┌──

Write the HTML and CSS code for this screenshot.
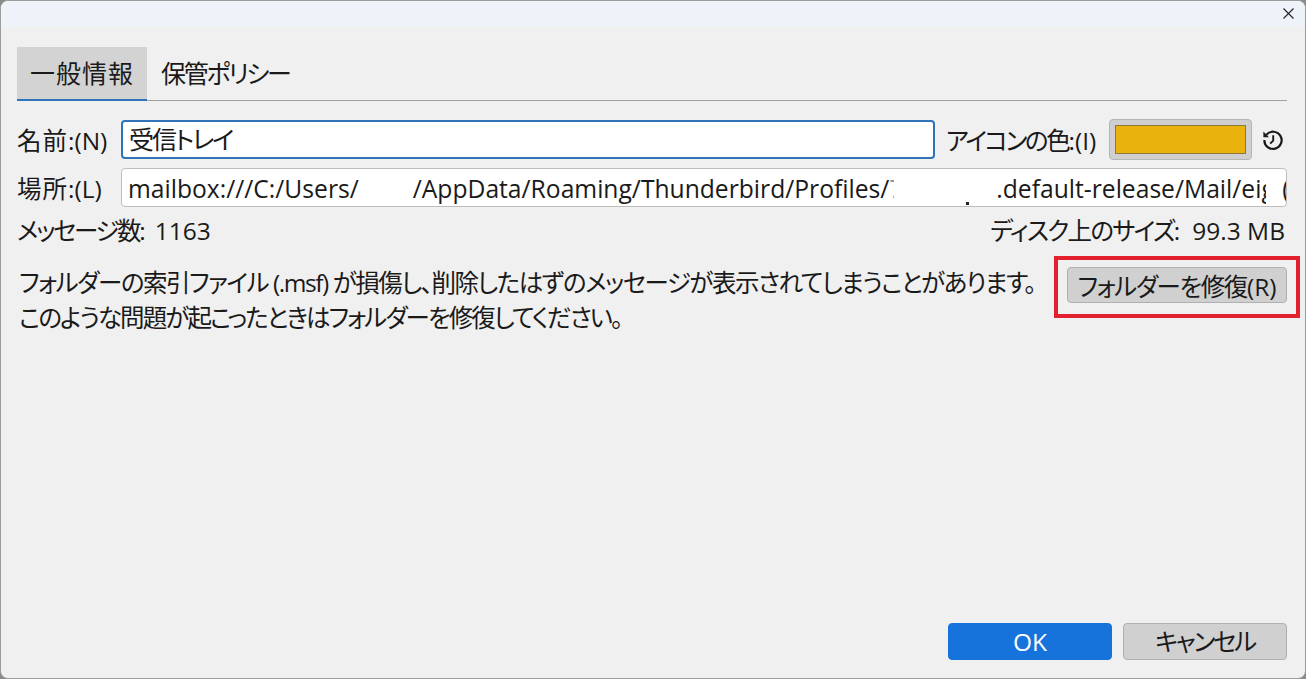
FILE: index.html
```html
<!DOCTYPE html>
<html lang="ja">
<head>
<meta charset="utf-8">
<title>フォルダーのプロパティ</title>
<link rel="stylesheet" href="styles.css">
</head>
<body>
<div class="window">
  <header class="titlebar">
    <svg class="close" width="13" height="13" viewBox="0 0 13 13"><path d="M1.5 1.5l10 10M11.5 1.5l-10 10" stroke="#222" stroke-width="1.1" fill="none"/></svg>
  </header>
  <main class="content">
    <nav class="tabs">
      <div class="tab active">一般情報</div>
      <div class="tab second">保管ポリシー</div>
    </nav>
    <div class="row name-row">
      <label class="label"><span class="wide">名前</span>:(N)</label>
      <div class="field focused">受信トレイ</div>
      <span class="color-label"><span class="tighter">アイコンの色</span>:(I)</span>
      <div class="swatch"><div class="swatch-fill"></div></div>
      <svg class="reset" width="22" height="22" viewBox="0 0 22 22"><path d="M4.4 5.8A8.6 8.6 0 1 1 2.4 11" fill="none" stroke="#1a1a1a" stroke-width="2.2"/><path d="M1.4 2.6v5.6h5.6z" fill="#1a1a1a"/><path d="M11.2 6.2V11.6L8.2 14.6" fill="none" stroke="#1a1a1a" stroke-width="1.9"/></svg>
    </div>
    <div class="row path-row">
      <label class="label"><span class="wide">場所</span>:(L)</label>
      <div class="field path"><span>mailbox:///C:/Users/</span><span class="gap-a"></span><span>/AppData/Roaming/Thunderbird/Profiles/</span><span class="frag">7</span><span class="gap-b"></span><span>.default-release/Mail/</span><span class="clip">eig</span><span class="gap-c"></span><span class="clip-end">(</span><i class="speck"></i></div>
    </div>
    <div class="row stats">
      <span class="stat-left"><span class="tighter">メッセージ数</span>:<span class="value">1163</span></span>
      <span><span class="tight">ディスク上のサイズ</span>:<span class="value">99.3 MB</span></span>
    </div>
    <section class="repair">
      <p class="repair-text"><span class="line-one">フォルダーの索引ファイル (.msf) が損傷し、削除したはずのメッセージが表示されてしまうことがあります。</span><span class="line-two">このような問題が起こったときはフォルダーを修復してください。</span></p>
      <button class="btn repair-btn"><span class="tight-s">フォルダーを修復</span>(R)</button>
      <div class="highlight"></div>
    </section>
    <footer class="actions">
      <button class="btn primary">OK</button>
      <button class="btn cancel">キャンセル</button>
    </footer>
  </main>
</div>
</body>
</html>
```
FILE: styles.css
```css
* { box-sizing: border-box; }
html, body { margin: 0; height: 100%; background: #8a8a8a; }
body {
  font-family: "Open Sans", "Noto Sans CJK JP", sans-serif;
  font-size: 24.5px;
  font-feature-settings: "palt";
  color: #1a1a1a;
  overflow: hidden;
}
.window {
  width: 1306px;
  height: 679px;
  display: flex;
  flex-direction: column;
  background: #f0f0f0;
  border: 1px solid #9c9c9c;
  border-radius: 8px;
  overflow: hidden;
}
.titlebar {
  height: 25px;
  flex: none;
  background: #eef3fa;
  display: flex;
  justify-content: flex-end;
  align-items: center;
  padding-right: 10px;
}
.content {
  flex: 1;
  display: flex;
  flex-direction: column;
  padding: 21px 18px 18px 16px;
  min-height: 0;
}
.tabs {
  display: flex;
  height: 54px;
  flex: none;
  border-bottom: 1px solid #a0a0a0;
}
.tab {
  height: 54px;
  padding: 0 14px;
  font-size: 25px;
  line-height: 52px;
  white-space: nowrap;
}
.tab.active {
  width: 130px;
  background: #d3d3d3;
  border-bottom: 2px solid #2f74b8;
  text-align: center;
  padding: 0;
  letter-spacing: 1px;
}
.tab.second { letter-spacing: -2.3px; }
.row { display: flex; align-items: center; }
.label { width: 104px; flex: none; white-space: nowrap; }
.wide { letter-spacing: 1px; }
.tight { letter-spacing: -1.7px; }
.tighter { letter-spacing: -2.3px; }
.tight-s { letter-spacing: -1.4px; }
.name-row { margin-top: 18px; height: 41px; }
.path-row { margin-top: 8px; height: 39px; }
.field {
  height: 39px;
  background: #fff;
  border: 1px solid #bdbdbd;
  border-radius: 4px;
  line-height: 37px;
  padding-left: 7px;
  white-space: nowrap;
  overflow: hidden;
}
.focused {
  width: 814px;
  border: 2px solid #2f74b8;
  line-height: 35px;
  font-size: 25px;
  letter-spacing: -2px;
  padding-left: 6px;
}
.color-label { margin-left: 11px; width: 163px; flex: none; white-space: nowrap; }
.swatch {
  width: 143px;
  height: 41px;
  flex: none;
  background: #cfcfcf;
  border: 1px solid #b5b5b5;
  border-radius: 4px;
  padding: 5px;
}
.swatch-fill { height: 100%; background: #e9b20c; border: 1px solid #8c7a3a; }
.reset { margin-left: 10px; flex: none; }
.path { flex: 1; display: flex; min-width: 0; padding-left: 6px; font-size: 24.65px; line-height: 40px; position: relative; }
.path span { flex: none; }
.gap-a { width: 54px; }
.frag { width: 5px; overflow: hidden; opacity: .45; }
.gap-b { width: 102px; }
.clip { width: 25px; overflow: hidden; }
.gap-c { width: 16px; }
.clip-end { width: 4px; overflow: hidden; }
.speck { position: absolute; left: 844px; top: 33px; width: 3px; height: 3px; background: #222; }
.stats { margin-top: 6px; height: 32px; justify-content: space-between; padding: 0 2px 0 0; white-space: nowrap; }
.value { margin-left: 12px; }
.stat-left .value { margin-left: 9px; }
.repair {
  position: relative;
  display: flex;
  justify-content: space-between;
  margin-top: 20px;
}
.repair-text { margin: 0; padding-left: 2px; line-height: 35px; white-space: nowrap; }
.line-one { display: block; letter-spacing: -1.45px; }
.line-two { display: block; letter-spacing: -1.9px; }
.btn {
  font: inherit;
  font-feature-settings: inherit;
  color: #1a1a1a;
  background: #d0d0d0;
  border: 1px solid #b0b0b0;
  border-radius: 4px;
  padding: 0;
  flex: none;
  white-space: nowrap;
}
.repair-btn { width: 220px; height: 36px; line-height: 32px; margin-top: 2px; padding-top: 3px; }
.highlight {
  position: absolute;
  right: -13px;
  top: -9px;
  width: 246px;
  height: 62px;
  border: 4px solid #e3202e;
}
.actions {
  margin-top: auto;
  display: flex;
  justify-content: flex-end;
  gap: 11px;
}
.actions .btn { width: 164px; height: 37px; line-height: 33px; }
.actions .cancel { letter-spacing: -2.2px; }
.actions .primary { background: #1673dc; border-color: #1673dc; color: #fff; }
```
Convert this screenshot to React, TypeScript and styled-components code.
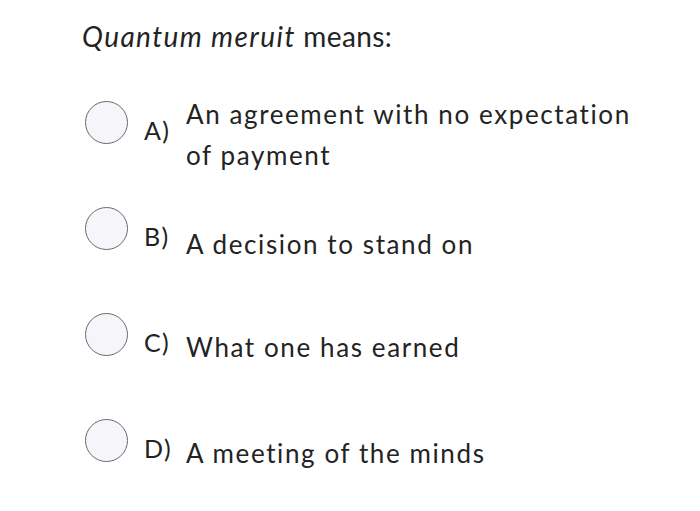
import React, { FC } from "react";
import styled, { createGlobalStyle } from "styled-components";

const GlobalStyle = createGlobalStyle`
	html, body {
		margin: 0;
		padding: 0;
		background: #fff;
	}
	body {
		font-family: Lato, "Noto Sans", sans-serif;
		color: #232323;
	}
`;

interface IAnswer {
	letter: string;
	text: string;
	textOffset: number;
}

const answers: IAnswer[] = [
	{ letter: "A)", text: "An agreement with no expectation of payment", textOffset: -7 },
	{ letter: "B)", text: "A decision to stand on", textOffset: 17 },
	{ letter: "C)", text: "What one has earned", textOffset: 14 },
	{ letter: "D)", text: "A meeting of the minds", textOffset: 14 },
];

const App: FC = () => {
	return (
		<>
			<GlobalStyle />
			<Page>
				<Question>
					<em>Quantum meruit</em> means:
				</Question>
				<AnswerList>
					{answers.map((a) => (
						<AnswerRow key={a.letter}>
							<Radio />
							<Letter>{a.letter}</Letter>
							<AnswerText $offset={a.textOffset}>{a.text}</AnswerText>
						</AnswerRow>
					))}
				</AnswerList>
			</Page>
		</>
	);
};

export default App;

const Page = styled.div`
	width: 700px;
	height: 511px;
	box-sizing: border-box;
	padding: 19px 0 0 82px;
`;

const Question = styled.h2`
	margin: 0;
	font-size: 28px;
	line-height: 34px;
	font-weight: 400;
	letter-spacing: 0.4px;

	em {
		font-style: italic;
		letter-spacing: 1.4px;
	}
`;

const AnswerList = styled.div`
	display: flex;
	flex-direction: column;
	margin-top: 48px;
	padding-left: 3px;
`;

const AnswerRow = styled.div`
	display: flex;
	align-items: flex-start;
	height: 106px;
`;

const Radio = styled.span`
	flex: none;
	width: 43px;
	height: 43px;
	box-sizing: border-box;
	border: 1.5px solid #6a6a6a;
	border-radius: 50%;
	background: #f6f6fa;
`;

const Letter = styled.span`
	flex: none;
	width: 42px;
	margin-left: 16px;
	margin-top: 14px;
	font-size: 25px;
	line-height: 30px;
	letter-spacing: 1.4px;
`;

const AnswerText = styled.span<{ $offset: number }>`
	width: 470px;
	margin-top: ${(p) => p.$offset}px;
	font-size: 26px;
	line-height: 41px;
	letter-spacing: 1.6px;
`;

└──

[Exercise task] Return every line above that contains the word "styled".

[Result of the exercise]
Convert this screenshot to React, TypeScript and styled-components code.
import styled, { createGlobalStyle } from "styled-components";
const Page = styled.div`
const Question = styled.h2`
const AnswerList = styled.div`
const AnswerRow = styled.div`
const Radio = styled.span`
const Letter = styled.span`
const AnswerText = styled.span<{ $offset: number }>`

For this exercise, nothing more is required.